Unfortunately, sidewalks along a portion of Calle 22, the road leading up to the Monserrate funicular station, are not accessible. I was forced to ride my wheelchair in the street, which is wide. Riding a wheelchair in the street is always dangerous, but I did so with extreme caution and in daylight conditions. Be careful!
Funicular — Wheelchair Access
After getting your ticket to ride the funicular (it’s only about $5 USD round-trip), you’ll be directed to a wheelchair stair lift inside the funicular station. The lift is new and was installed within the past year.
The stair lift transported me and my wheelchair safely to the top of the stairs, a total weight of about 275 kg or 600 lbs. Once at the top, I positioned my wheelchair towards the funicular car.
The funicular vehicle will be moved to be in line with the top step. The threshold has a gap of 2-3 inches. The platform is not quite level with the car, as pictured below.
I expressed to the staff the need for a ramp to bridge the gap, but there isn’t one. My sister, who took the trip with me, told me it was “too dangerous” given the many stairs below. I insisted on giving it a go, however. The staff did their best to help and I made it aboard.
The second photo above was taken at the upper station (at the top of Monserrate) and it was much more manageable. The lower station is the one that is scary and could be troublesome, but I made it with a very heavy power wheelchair.
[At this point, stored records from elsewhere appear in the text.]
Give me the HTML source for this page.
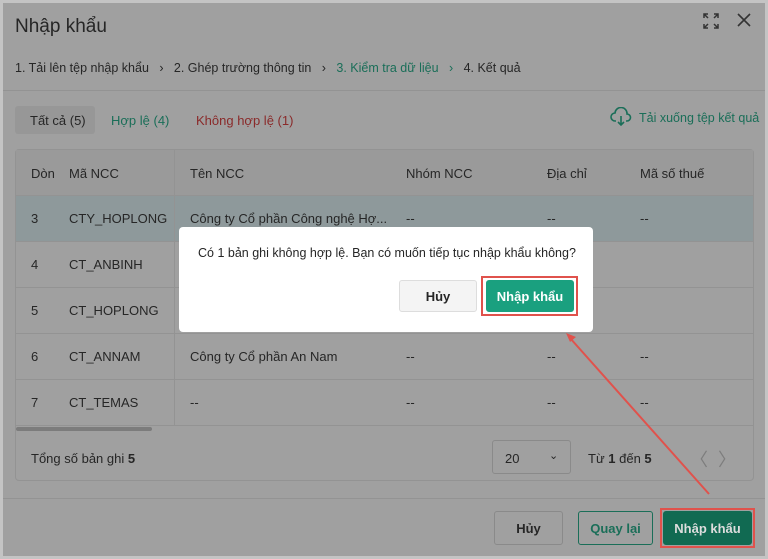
<!DOCTYPE html>
<html><head><meta charset="utf-8"><style>
*{box-sizing:border-box;margin:0;padding:0}
body{width:768px;height:559px;overflow:hidden;background:#c4c4c4;font-family:"Liberation Sans",sans-serif;font-size:13px;color:#262626;position:relative}
.m{position:absolute;left:3px;top:3px;width:762px;height:553px;background:#a0a0a0}
.a{position:absolute;white-space:nowrap}
.hl{position:absolute;left:15px;width:738px;height:1px;background:#939393}
.btn{position:absolute;border:1px solid #8a8a8a;border-radius:3px;display:flex;align-items:center;justify-content:center;font-weight:bold}
</style></head><body>
<div class="m"></div>
<div class="a" style="left:15px;top:16px;font-size:19px">Nhập khẩu</div>
<svg class="a" style="left:702px;top:12px" width="18" height="18" viewBox="0 0 18 18" fill="none" stroke="#333" stroke-width="1.5"><path d="M2 6V2h4M2 2l4 4M16 6V2h-4M16 2l-4 4M2 12v4h4M2 16l4-4M16 12v4h-4M16 16l-4-4"/></svg>
<svg class="a" style="left:737px;top:13px" width="14" height="14" viewBox="0 0 14 14" stroke="#333" stroke-width="1.6"><path d="M1 1l12 12M13 1L1 13"/></svg>
<div class="a" style="left:15px;top:61px;font-size:12.5px">1. Tải lên tệp nhập khẩu &nbsp;&nbsp;›&nbsp;&nbsp; 2. Ghép trường thông tin &nbsp;&nbsp;›&nbsp;&nbsp; <span style="color:#1a6e58">3. Kiểm tra dữ liệu</span> &nbsp;&nbsp;<span style="color:#1a6e58">›</span>&nbsp;&nbsp; 4. Kết quả</div>
<div class="a" style="left:3px;top:90px;width:762px;height:1px;background:#939393"></div>
<div class="a" style="left:15px;top:106px;width:80px;height:28px;background:#979797;border-radius:3px"></div>
<div class="a" style="left:30px;top:113px">Tất cả (5)</div>
<div class="a" style="left:111px;top:113px;color:#1a6e58">Hợp lệ (4)</div>
<div class="a" style="left:196px;top:113px;color:#8a2a2a">Không hợp lệ (1)</div>
<svg class="a" style="left:610px;top:107px" width="22" height="20" viewBox="0 0 22 20" fill="none" stroke="#1a6e58" stroke-width="1.6"><path d="M6 14H5a4 4 0 0 1 0-8 6 6 0 0 1 12 1 3.5 3.5 0 0 1 0 7h-1M11 9v9M8 15l3 3 3-3"/></svg>
<div class="a" style="left:639px;top:111px;color:#1a6e58;font-size:12.5px">Tải xuống tệp kết quả</div>
<div class="a" style="left:15px;top:149px;width:739px;height:332px;border:1px solid #939393;border-radius:4px"></div>
<div class="a" style="left:16px;top:150px;width:737px;height:45px;background:#9a9a9a"></div>
<div class="a" style="left:16px;top:195px;width:737px;height:46px;background:#8e999b"></div>
<div class="a" style="left:174px;top:150px;width:1px;height:275px;background:#939393"></div>
<div class="hl" style="top:195px"></div><div class="hl" style="top:241px"></div><div class="hl" style="top:287px"></div><div class="hl" style="top:333px"></div><div class="hl" style="top:379px"></div><div class="hl" style="top:425px"></div>
<div class="a" style="left:31px;top:166px">Dòn</div><div class="a" style="left:69px;top:166px">Mã NCC</div><div class="a" style="left:190px;top:166px">Tên NCC</div><div class="a" style="left:406px;top:166px">Nhóm NCC</div><div class="a" style="left:547px;top:166px">Địa chỉ</div><div class="a" style="left:640px;top:166px">Mã số thuế</div>
<div class="a" style="left:31px;top:211px">3</div><div class="a" style="left:69px;top:211px">CTY_HOPLONG</div><div class="a" style="left:190px;top:211px">Công ty Cổ phần Công nghệ Hợ...</div><div class="a" style="left:406px;top:211px">--</div><div class="a" style="left:547px;top:211px">--</div><div class="a" style="left:640px;top:211px">--</div>
<div class="a" style="left:31px;top:257px">4</div><div class="a" style="left:69px;top:257px">CT_ANBINH</div>
<div class="a" style="left:31px;top:303px">5</div><div class="a" style="left:69px;top:303px">CT_HOPLONG</div>
<div class="a" style="left:31px;top:349px">6</div><div class="a" style="left:69px;top:349px">CT_ANNAM</div><div class="a" style="left:190px;top:349px">Công ty Cổ phần An Nam</div><div class="a" style="left:406px;top:349px">--</div><div class="a" style="left:547px;top:349px">--</div><div class="a" style="left:640px;top:349px">--</div>
<div class="a" style="left:31px;top:395px">7</div><div class="a" style="left:69px;top:395px">CT_TEMAS</div><div class="a" style="left:190px;top:395px">--</div><div class="a" style="left:406px;top:395px">--</div><div class="a" style="left:547px;top:395px">--</div><div class="a" style="left:640px;top:395px">--</div>
<div class="a" style="left:16px;top:427px;width:136px;height:4px;background:#7c7c7c;border-radius:2px"></div>
<div class="a" style="left:31px;top:451px">Tổng số bản ghi <b>5</b></div>
<div class="a" style="left:492px;top:440px;width:79px;height:34px;border:1px solid #8a8a8a;border-radius:3px"></div>
<div class="a" style="left:505px;top:451px">20</div><div class="a" style="left:549px;top:449px;font-size:11px">⌄</div>
<div class="a" style="left:588px;top:451px">Từ <b>1</b> đến <b>5</b></div>
<div class="a" style="left:690px;top:446px;color:#7d7d7d;font-size:18px">〈 &nbsp;〉</div>
<div class="a" style="left:3px;top:498px;width:762px;height:1px;background:#939393"></div>
<div class="btn" style="left:494px;top:511px;width:69px;height:34px">Hủy</div>
<div class="btn" style="left:578px;top:511px;width:75px;height:34px;border-color:#1a6e58;color:#1a6e58">Quay lại</div>
<div class="btn" style="left:663px;top:511px;width:89px;height:34px;background:#116a52;border-color:#116a52;color:#ddd">Nhập khẩu</div>
<div class="a" style="left:660px;top:508px;width:95px;height:40px;border:2px solid #e0524c"></div>
<svg class="a" style="left:0;top:0" width="768" height="559"><path d="M709 494L570 338" stroke="#e0524c" stroke-width="2"/><path d="M566 333l10 4-6 5z" fill="#e0524c"/></svg>
<div class="a" style="left:179px;top:227px;width:414px;height:105px;background:#fff;border-radius:4px"></div>
<div class="a" style="left:198px;top:246px;font-size:12.5px">Có 1 bản ghi không hợp lệ. Bạn có muốn tiếp tục nhập khẩu không?</div>
<div class="btn" style="left:399px;top:280px;width:78px;height:32px;background:#f4f4f4;border-color:#ddd">Hủy</div>
<div class="btn" style="left:486px;top:280px;width:88px;height:32px;background:#1aa07f;border-color:#1aa07f;color:#fff">Nhập khẩu</div>
<div class="a" style="left:481px;top:276px;width:97px;height:40px;border:2px solid #e0524c"></div>
</body></html>
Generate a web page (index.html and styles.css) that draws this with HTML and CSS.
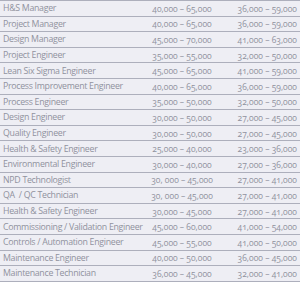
FILE: index.html
```html
<!DOCTYPE html>
<html lang="en">
<head>
    <meta charset="UTF-8">
    <title>Salary Guide</title>
    <link rel="stylesheet" href="styles.css">
</head>
<body>
    <div class="salary-table">
        <div class="row"><span class="role">H&amp;S Manager</span><span class="range">40,000 – 65,000</span><span class="range alt">36,000 – 59,000</span></div>
        <div class="row"><span class="role">Project Manager</span><span class="range">40,000 – 65,000</span><span class="range alt">36,000 – 59,000</span></div>
        <div class="row"><span class="role">Design Manager</span><span class="range">45,000 – 70,000</span><span class="range alt">41,000 – 63,000</span></div>
        <div class="row"><span class="role">Project Engineer</span><span class="range">35,000 – 55,000</span><span class="range alt">32,000 – 50,000</span></div>
        <div class="row"><span class="role">Lean Six Sigma Engineer</span><span class="range">45,000 – 65,000</span><span class="range alt">41,000 – 59,000</span></div>
        <div class="row"><span class="role">Process Improvement Engineer</span><span class="range">40,000 – 65,000</span><span class="range alt">36,000 – 59,000</span></div>
        <div class="row"><span class="role">Process Engineer</span><span class="range">35,000 – 50,000</span><span class="range alt">32,000 – 50,000</span></div>
        <div class="row"><span class="role">Design Engineer</span><span class="range">30,000 – 50,000</span><span class="range alt">27,000 – 45,000</span></div>
        <div class="row"><span class="role">Quality Engineer</span><span class="range">30,000 – 50,000</span><span class="range alt">27,000 – 45,000</span></div>
        <div class="row"><span class="role">Health &amp; Safety Engineer</span><span class="range">25,000 – 40,000</span><span class="range alt">23,000 – 36,000</span></div>
        <div class="row"><span class="role">Environmental Engineer</span><span class="range">30,000 – 40,000</span><span class="range alt">27,000 – 36,000</span></div>
        <div class="row"><span class="role">NPD Technologist</span><span class="range">30, 000 – 45,000</span><span class="range alt">27,000 – 41,000</span></div>
        <div class="row"><span class="role">QA &nbsp;/ QC Technician</span><span class="range">30, 000 – 45,000</span><span class="range alt">27,000 – 41,000</span></div>
        <div class="row"><span class="role">Health &amp; Safety Engineer</span><span class="range">30,000 – 45,000</span><span class="range alt">27,000 – 41,000</span></div>
        <div class="row"><span class="role">Commissioning / Validation Engineer</span><span class="range">45,000 – 60,000</span><span class="range alt">41,000 – 54,000</span></div>
        <div class="row"><span class="role">Controls / Automation Engineer</span><span class="range">45,000 – 55,000</span><span class="range alt">41,000 – 50,000</span></div>
        <div class="row"><span class="role">Maintenance Engineer</span><span class="range">40,000 – 50,000</span><span class="range alt">36,000 – 45,000</span></div>
        <div class="row"><span class="role">Maintenance Technician</span><span class="range">36,000 – 45,000</span><span class="range alt">32,000 – 41,000</span></div>
    </div>
</body>
</html>
```

FILE: styles.css
```css
body {
    margin: 0;
    padding: 0;
    background-color: #eeeef4;
    font-family: "Open Sans", sans-serif;
    color: #90929e;
}
.salary-table {
    display: flex;
    flex-direction: column;
    border-top: 1px solid #adafbc;
}
.row {
    display: flex;
    align-items: center;
    height: 15.6px;
    box-sizing: border-box;
    border-bottom: 1px solid #adafbc;
    white-space: nowrap;
}
.role {
    flex: 0 0 146px;
    padding-left: 3px;
    box-sizing: border-box;
    font-size: 8.8px;
    letter-spacing: -0.3px;
}
.range {
    flex: 0 0 72px;
    text-align: center;
    font-size: 8.5px;
    font-variant-numeric: oldstyle-nums;
}
.range.alt {
    flex: 1;
    text-align: right;
    padding-right: 3px;
}
```
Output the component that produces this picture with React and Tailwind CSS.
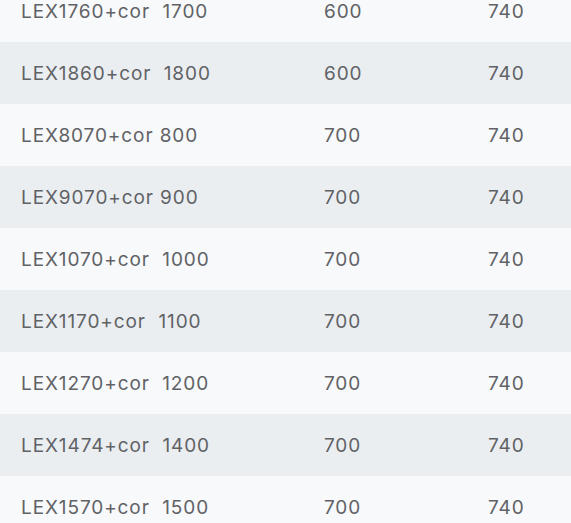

Obviously, boarding the funicular is not without risk and you should consider that in making your decision. I didn’t want to visit Bogota without going to Monserrate, so the risk was worth it to me.
The funicular is a multi-tiered vehicle, and wheelchairs go in the top section of the vehicle. Views are difficult from the seat of the wheelchair, but I utilized the seat elevation feature on my power wheelchair to get better views.
Cable Car — Wheelchair Access
A cable car operates along same route as the funicular. The Monserrate cable car is wheelchair accessible, but I have not ridden it. During my visit in February 2019, the cable car was undergoing maintenance and the funicular was being used on a constant basis. Typically, the funicular operates before lunch time and the cable car operates starting from 12:00 p.m.
Sidewalks and Pathways
After riding the funicular or cable car, visitors will then have two choices for making their top the top of Monserrate: stairs or a winding pathway. The winding pathway is composed primarily of cobblestones, but a smooth brick path has also been created. The brick path is accessible to wheelchairs, strollers and users of walkers/canes.
The main pathway is steep, but my power wheelchair handled it without issues. Manual wheelchair users will require some help in certain areas.
The pathways are surrounded by beautiful greenery — trees, flowers, shrubs and other plants. You’ll also notice some beehive installations, but I never encountered a single bumblebee.
Pictured above are a few paths that I deemed too steep to navigate with my power wheelchair. Fortunately, neither of these pathways were on the route to the hilltop and did not impede my ability to enjoy the attraction. Wheelchair users may find it impossible to reach some of the restaurants and shops due to steep pathways like these, however.
Stations of the Cross
Visitors to Monserrate can follow the Way of the Cross on the journey up the hill. An accessible path gradually winds its way up from the upper funicular station to the top of the hill. Along this path are 14 stations of the cross, statues which depict the journey of Jesus Christ — from His condemnation by Pontius Pilate, to His death on the cross and the placement of His body in the sepulcher.
Religious pilgrims visit Monseratte to follow these stations each day, but the largest numbers visit on Good Friday and during the Triduum. On the day of my visit in February, I noticed only a few people prayerfully following the stations.
Churches, Roman Catholic ones in particular, are very interesting to me. When I heard about the Catholic sanctuary at the very top of Monserrate, I wanted to see it. Unfortunately, do to the steep incline, I was only able to see the exterior of the church.
The picture above was taken from the highest point I was able to reach without tipping over my power wheelchair. You’ll notice that the ramp seen to the right of the stairs is incredibly steep, and would never have been possible for me to summit.
I inquired about a lift, but there isn’t one. Though an additional fee of $1 per visit for tourists (not locals) would pay for one. We should be making every religion, church and faith community accessible to people with disabilities (for me, that means making Catholicism accessible).
Since I didn’t have anyone to carry me up the steps, I settled for Googling photos of the sanctuary’s interior. It is beautiful. If you make it up there, let me know!
During my tour of Monserrate, I came upon three bathroom facilities marked as accessible. I was only able to get inside once, which is located right next to the funicular’s upper station. You can’t miss it.
The bathroom wasn’t actually very accessible, but the photo above should demonstrate what’s there. The grab bars are fixed around the toilet and form a barrier in their own right.
People are drawn to Monserrate out of curiosity — a desire to see Bogotá from above, to explore the beautiful scenery, to ride the funicular and to climb the city’s hill. And while accessibility is lacking on the hill, I was able to see a lot from the seat of my wheelchair. I found the trip worthwhile, and am confident you will enjoy the experience too. Fulfill your curiosity, because you can!